On 11/12/2012 2:57 AM, Johannes Pfau wrote:
But there are also shared member functions and they're kind of annoying
right now:

* You can't call shared methods from non-shared methods or vice versa.
   This leads to code duplication, you basically have to implement
   everything twice:

You can't get away from the fact that data that can be accessed from multiple threads has to be dealt with in a *fundamentally* different way than single threaded code. You cannot share code between the two. There is simply no conceivable way that "share" can be added and then code will become thread safe.

Most of the issues you're having seem to revolve around treating shared data access just like single threaded access, except "share" was added. This cannot work. The compiler error messages, while very annoying, are in their own obscure way pointing this out.

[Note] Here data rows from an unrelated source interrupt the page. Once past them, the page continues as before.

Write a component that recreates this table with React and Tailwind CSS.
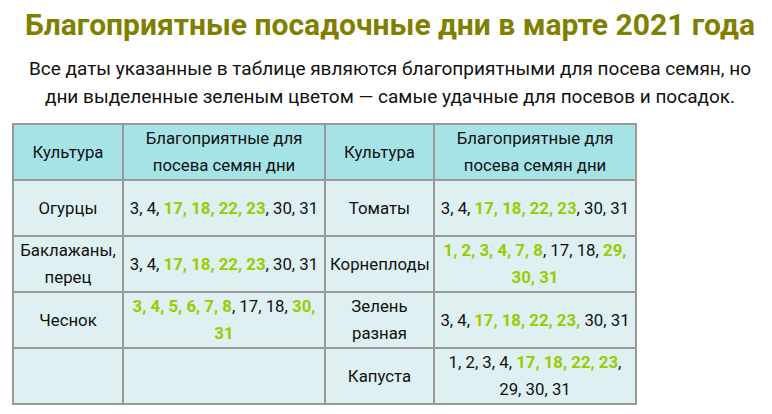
import React from 'react'

const G = ({ children }) => <b className="font-bold text-[#99cc00]">{children}</b>

const rows = [
  {
    a: 'Огурцы',
    b: <>3, 4, <G>17, 18, 22, 23</G>, 30, 31</>,
    c: 'Томаты',
    d: <>3, 4, <G>17, 18, 22, 23</G>, 30, 31</>,
  },
  {
    a: 'Баклажаны, перец',
    b: <>3, 4, <G>17, 18, 22, 23</G>, 30, 31</>,
    c: 'Корнеплоды',
    d: <><G>1, 2, 3, 4, 7, 8</G>, 17, 18, <G>29, 30, 31</G></>,
  },
  {
    a: 'Чеснок',
    b: <><G>3, 4, 5, 6, 7, 8</G>, 17, 18, <G>30, 31</G></>,
    c: 'Зелень разная',
    d: <>3, 4, <G>17, 18, 22, 23,</G> 30, 31</>,
  },
  {
    a: '',
    b: '',
    c: 'Капуста',
    d: <>1, 2, 3, 4, <G>17, 18, 22, 23</G>, 29, 30, 31</>,
  },
]

const App = () => {
  return (
    <div className="bg-white h-[414px] w-[772px] overflow-hidden font-['Roboto',sans-serif] text-[#111]">
      <div className="pl-3 pr-1">
        <h2 className="text-center text-[30px] leading-[36px] font-bold text-[#808000] pt-[7px]">
          Благоприятные посадочные дни в марте 2021 года
        </h2>
        <p className="text-center text-[19px] leading-[28px] mt-[12px] px-4">
          Все даты указанные в таблице являются благоприятными для посева семян, но дни выделенные зеленым цветом — самые удачные для посевов и посадок.
        </p>

        <table className="mt-[12px] border-collapse border-2 border-[#999] text-[16.8px] leading-[27px] table-fixed w-[623px]">
          <colgroup>
            <col className="w-[110px]" />
            <col className="w-[202px]" />
            <col className="w-[109px]" />
            <col className="w-[202px]" />
          </colgroup>
          <thead>
            <tr className="h-[55px] bg-[#a6e3e7]">
              <th className="border-2 border-[#999] font-normal px-1">Культура</th>
              <th className="border-2 border-[#999] font-normal px-2">Благоприятные для посева семян дни</th>
              <th className="border-2 border-[#999] font-normal px-1">Культура</th>
              <th className="border-2 border-[#999] font-normal px-2">Благоприятные для посева семян дни</th>
            </tr>
          </thead>
          <tbody>
            {rows.map((r, i) => (
              <tr key={i} className="h-[56px] bg-[#dff0f3]">
                <td className="border-2 border-[#999] text-center px-1">{r.a}</td>
                <td className="border-2 border-[#999] text-center px-1">{r.b}</td>
                <td className="border-2 border-[#999] text-center px-1">{r.c}</td>
                <td className="border-2 border-[#999] text-center px-1">{r.d}</td>
              </tr>
            ))}
          </tbody>
        </table>
      </div>
    </div>
  )
}

export default App
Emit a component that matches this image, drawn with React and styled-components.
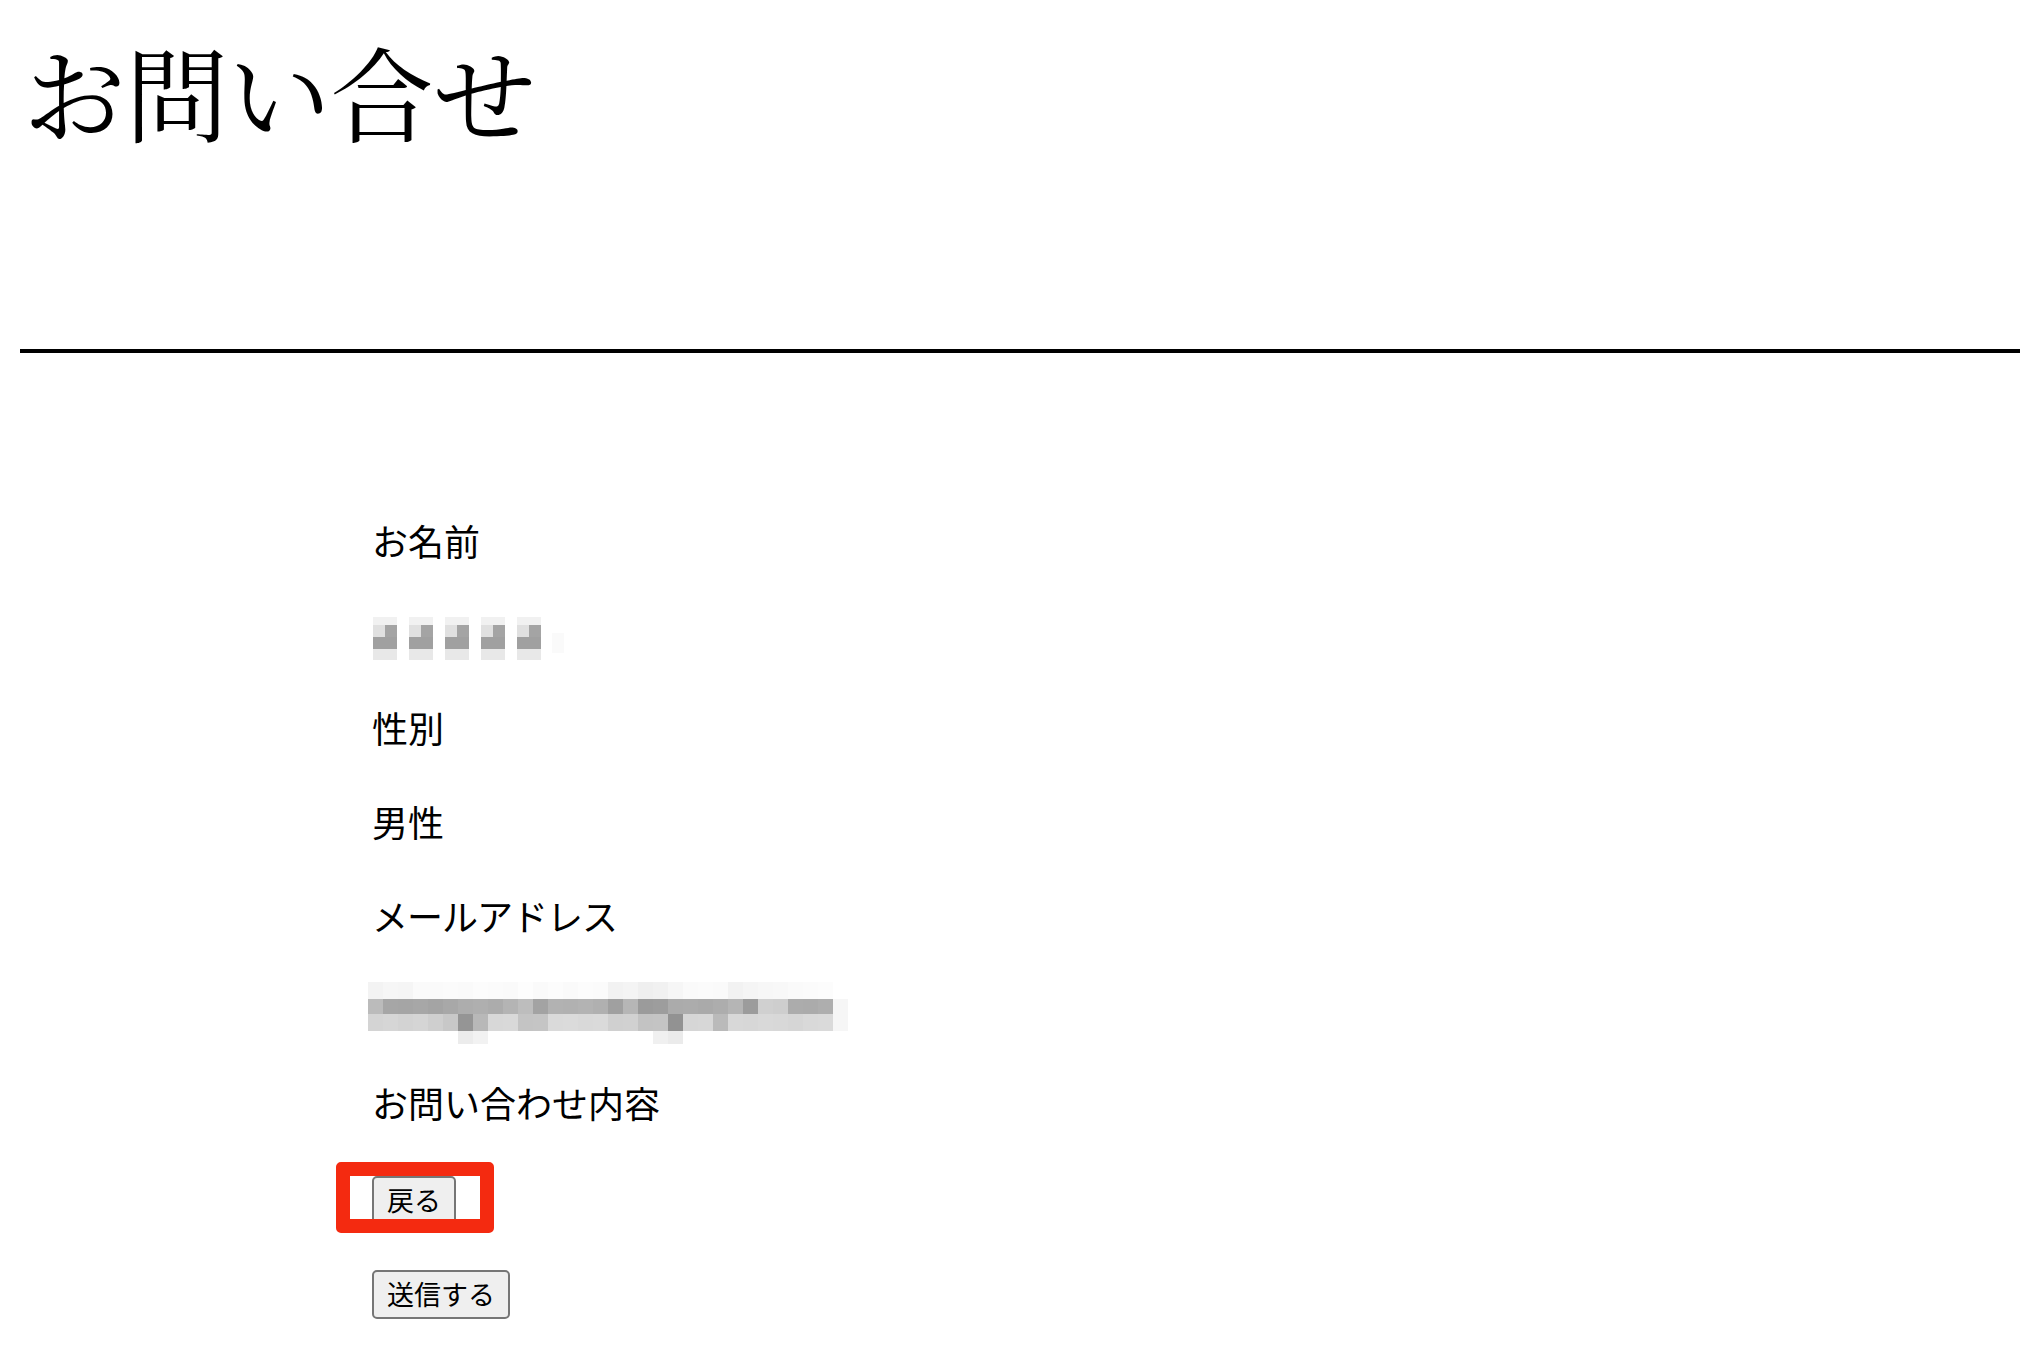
import React from 'react'
import styled, { createGlobalStyle } from 'styled-components'

const GlobalStyle = createGlobalStyle`
    html, body {
        margin: 0;
        padding: 0;
        background: #fff;
        color: #000;
    }
    body {
        font-family: "Noto Sans CJK JP", "Noto Sans", sans-serif;
    }
`

const nameCells = [0, 1, 2, 3, 4]

const mailTop = ['#f3f3f3', '#f6f6f6', '#f5f5f5', '#fafafa', '#fafafa', '#fbfbfb', '#fafafa', '#fcfcfc', '#fbfbfb', '#fafafa', '#fdfdfd', '#fafafa', '#fcfcfc', '#fafafa', '#fcfcfc', '#fbfbfb', '#f2f2f2', '#f4f4f4', '#efefef', '#f1f1f1', '#f6f6f6', '#fafafa', '#fbfbfb', '#fafafa', '#f2f2f2', '#f5f5f5', '#f7f7f7', '#f8f8f8', '#fafafa', '#fbfbfb', '#fcfcfc']
const mailRow1 = ['#bbbbbb', '#a6a6a6', '#a5a5a5', '#a7a7a7', '#a4a4a4', '#a8a8a8', '#adadad', '#afafaf', '#acacac', '#b4b4b4', '#bdbdbd', '#a3a3a3', '#b2b2b2', '#b1b1b1', '#b3b3b3', '#b0b0b0', '#a0a0a0', '#b6b6b6', '#9b9b9b', '#9d9d9d', '#ababab', '#acacac', '#aaaaaa', '#adadad', '#b5b5b5', '#9c9c9c', '#d0d0d0', '#cecece', '#acacac', '#ababab', '#aeaeae']
const mailRow2 = ['#d4d4d4', '#d6d6d6', '#d3d3d3', '#d5d5d5', '#cfcfcf', '#c8c8c8', '#959595', '#b8b8b8', '#d8d8d8', '#d9d9d9', '#c4c4c4', '#c5c5c5', '#dadada', '#dbdbdb', '#d9d9d9', '#dadada', '#d0d0d0', '#d1d1d1', '#c3c3c3', '#c4c4c4', '#929292', '#d6d6d6', '#d7d7d7', '#bababa', '#d8d8d8', '#d7d7d7', '#d9d9d9', '#d8d8d8', '#d6d6d6', '#d9d9d9', '#dadada']
const mailBottom = { 6: '#ececec', 7: '#f2f2f2', 19: '#f0f0f0', 20: '#ebebeb' }

const NameMosaic = () => (
    <MosaicSvg width="200" height="58" viewBox="0 0 200 58">
        {nameCells.map((i) => {
            const x = 1 + i * 36
            return (
                <g key={i}>
                    <rect x={x} y="12" width="24" height="8" fill="#f1f1f1" />
                    <rect x={x} y="20" width="12" height="12" fill="#e0e0e0" />
                    <rect x={x + 12} y="20" width="12" height="12" fill="#a4a4a4" />
                    <rect x={x} y="32" width="24" height="12" fill="#a0a0a0" />
                    <rect x={x} y="44" width="24" height="11" fill="#e8e8e8" />
                </g>
            )
        })}
        <rect x="180" y="28" width="12" height="20" fill="#fafafa" />
    </MosaicSvg>
)

const MailMosaic = () => (
    <MosaicSvg width="500" height="72" viewBox="0 0 500 72">
        {mailRow1.map((c, i) => (
            <g key={i}>
                <rect x={-4 + i * 15} y="3" width="15" height="17" fill={mailTop[i]} />
                <rect x={-4 + i * 15} y="20" width="15" height="15" fill={c} />
                <rect x={-4 + i * 15} y="35" width="15" height="17" fill={mailRow2[i]} />
                {mailBottom[i] && <rect x={-4 + i * 15} y="52" width="15" height="13" fill={mailBottom[i]} />}
            </g>
        ))}
        <rect x="461" y="20" width="15" height="32" fill="#f6f6f6" />
    </MosaicSvg>
)

const fields = [
    { type: 'label', text: 'お名前' },
    { type: 'mosaic', node: <NameMosaic /> },
    { type: 'label', text: '性別' },
    { type: 'label', text: '男性' },
    { type: 'label', text: 'メールアドレス', tight: true },
    { type: 'mosaic', node: <MailMosaic /> },
    { type: 'label', text: 'お問い合わせ内容' },
]

const App = () => {
    return (
        <>
            <GlobalStyle />
            <Page>
                <Header>
                    <Title>お問い合せ</Title>
                </Header>
                <Divider />
                <Form>
                    {fields.map((f, i) =>
                        f.type === 'label'
                            ? <Row key={i} $tight={f.tight}>{f.text}</Row>
                            : <Row key={i}>{f.node}</Row>
                    )}
                    <ButtonRow>
                        <Highlight>
                            <Button type="button">戻る</Button>
                            <Marker />
                        </Highlight>
                    </ButtonRow>
                    <ButtonRow>
                        <Button type="submit">送信する</Button>
                    </ButtonRow>
                </Form>
            </Page>
        </>
    )
}

export default App

const Page = styled.div`
    padding: 0 18px 60px 20px;
    min-height: 1370px;
    box-sizing: border-box;
`

const Header = styled.header`
    padding: 38px 0 0 3px;
    height: 349px;
    box-sizing: border-box;
`

const Title = styled.h1`
    margin: 0;
    font-family: "Noto Serif CJK JP", "Noto Sans CJK JP", serif;
    font-weight: 400;
    font-size: 103px;
    line-height: 104px;
    letter-spacing: -0.5px;
`

const Divider = styled.hr`
    margin: 0;
    border: none;
    height: 4px;
    background: #000;
`

const Form = styled.div`
    display: flex;
    flex-direction: column;
    align-items: flex-start;
    gap: 35.7px;
    margin: 158px 0 0 352px;
`

const Row = styled.div`
    height: 58px;
    font-size: 36px;
    line-height: 58px;
    white-space: nowrap;
    letter-spacing: ${(p) => (p.$tight ? '-1px' : '0')};
`

const MosaicSvg = styled.svg`
    display: block;
    overflow: visible;
`

const ButtonRow = styled.div`
    padding-top: 9px;
    display: flex;
`

const Highlight = styled.div`
    position: relative;
    display: inline-flex;
`

const Marker = styled.span`
    position: absolute;
    left: -36px;
    top: -14px;
    width: 158px;
    height: 71px;
    box-sizing: border-box;
    border: 14px solid #f42a10;
    border-radius: 5px;
    pointer-events: none;
`

const Button = styled.button`
    font-family: "Noto Sans CJK JP", sans-serif;
    font-size: 27px;
    line-height: 38px;
    padding: 3px 13px 4px;
    color: #000;
    background: #efefef;
    border: 2px solid #767676;
    border-radius: 5px;
`
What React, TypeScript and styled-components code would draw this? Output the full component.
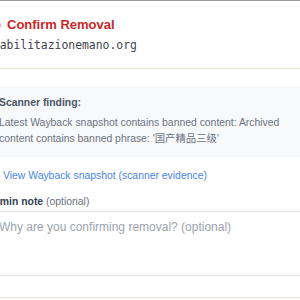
import { createGlobalStyle, styled } from "styled-components";

const GlobalStyle = createGlobalStyle`
  html, body {
    margin: 0;
    padding: 0;
    background: #ffffff;
  }
  body {
    font-family: "Liberation Sans", Arial, "Noto Sans CJK SC", sans-serif;
  }
`;

const Viewport = styled.div`
  width: 300px;
  height: 300px;
  overflow: hidden;
  background: #ffffff;
`;

const Modal = styled.div`
  width: 360px;
  margin-left: -30px;
  border-top: 1px solid #9b9b9b;
  background: #ffffff;
`;

const Header = styled.div`
  padding: 15px 16px 15px;
  border-bottom: 1px solid #f1e6da;
  display: flex;
  flex-direction: column;
  gap: 3px;
`;

const Title = styled.h2`
  margin: 0;
  display: flex;
  align-items: center;
  gap: 6px;
  font-size: 13px;
  line-height: 18px;
  font-weight: 700;
  color: #c62828;
`;

const Domain = styled.div`
  font-family: "DejaVu Sans Mono", "Liberation Mono", monospace;
  font-size: 11.4px;
  line-height: 16px;
  color: #3f4550;
`;

const Body = styled.div`
  padding: 17px 16px 0;
  display: flex;
  flex-direction: column;
`;

const FindingBox = styled.div`
  background: #f8f9fb;
  border-radius: 6px;
  padding: 10px 13px 10px;
  display: flex;
  flex-direction: column;
  gap: 5px;
`;

const FindingLabel = styled.div`
  font-size: 10.4px;
  line-height: 14px;
  font-weight: 700;
  color: #4b5563;
`;

const FindingText = styled.div`
  font-size: 10.4px;
  line-height: 16px;
  color: #6b7280;
`;

const EvidenceLink = styled.a`
  margin-top: 12px;
  display: flex;
  align-items: center;
  gap: 3px;
  font-size: 10.4px;
  line-height: 14px;
  color: #4a86e8;
  text-decoration: none;
`;

const NoteLabel = styled.label`
  margin-top: 12px;
  font-size: 10.4px;
  line-height: 14px;
  font-weight: 700;
  color: #374151;
`;

const Optional = styled.span`
  font-weight: 400;
  color: #6b7280;
`;

const NoteInput = styled.textarea`
  margin-top: 2px;
  height: 65px;
  box-sizing: border-box;
  border: 1px solid #e5e7eb;
  border-radius: 6px;
  padding: 7px 12px;
  resize: none;
  font-family: "Liberation Sans", Arial, sans-serif;
  font-size: 12px;
  line-height: 16px;
  color: #374151;
  &::placeholder {
    color: #9ca3af;
  }
`;

const Footer = styled.div`
  margin-top: 21px;
  border-top: 1px solid #f1e6da;
  height: 20px;
`;

function BlockIcon() {
  return (
    <svg width="15" height="15" viewBox="0 0 16 16" fill="none" stroke="currentColor" strokeWidth="1.8">
      <circle cx="8" cy="8" r="6.5" />
      <path d="M3.5 12.5l9-9" />
    </svg>
  );
}

function ArrowIcon() {
  return (
    <svg width="14" height="14" viewBox="0 0 14 14" fill="none" stroke="currentColor" strokeWidth="1.4" strokeLinecap="round" strokeLinejoin="round">
      <path d="M1 7h12M9 3l4 4-4 4" />
    </svg>
  );
}

export default function App() {
  return (
    <>
      <GlobalStyle />
      <Viewport>
        <Modal>
          <Header>
            <Title>
              <BlockIcon />
              Confirm Removal
            </Title>
            <Domain>riabilitazionemano.org</Domain>
          </Header>
          <Body>
            <FindingBox>
              <FindingLabel>Scanner finding:</FindingLabel>
              <FindingText>
                Latest Wayback snapshot contains banned content: Archived content contains banned
                phrase: '国产精品三级'
              </FindingText>
            </FindingBox>
            <EvidenceLink href="#">
              <ArrowIcon />
              View Wayback snapshot (scanner evidence)
            </EvidenceLink>
            <NoteLabel>
              Admin note <Optional>(optional)</Optional>
            </NoteLabel>
            <NoteInput placeholder="Why are you confirming removal? (optional)" />
          </Body>
          <Footer />
        </Modal>
      </Viewport>
    </>
  );
}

It's my fault, I have not explained share very well, and have oversold it. It does not solve concurrency problems, it points them out.


----------
struct ABC
{
         Mutext mutex;
        void a()
        {
                aImpl();
        }
        shared void a()
        {
                synchronized(mutex)
                    aImpl();  //not allowed
        }
        private void aImpl()
        {
                
        }
}
----------
The only way to avoid this is casting away shared in the shared a
method, but that really is annoying.

As I explained, the way to manipulate shared data is to get exclusive access to it via a mutex, cast away the shared-ness, manipulate it as single threaded data, convert it back to shared, and release the mutex.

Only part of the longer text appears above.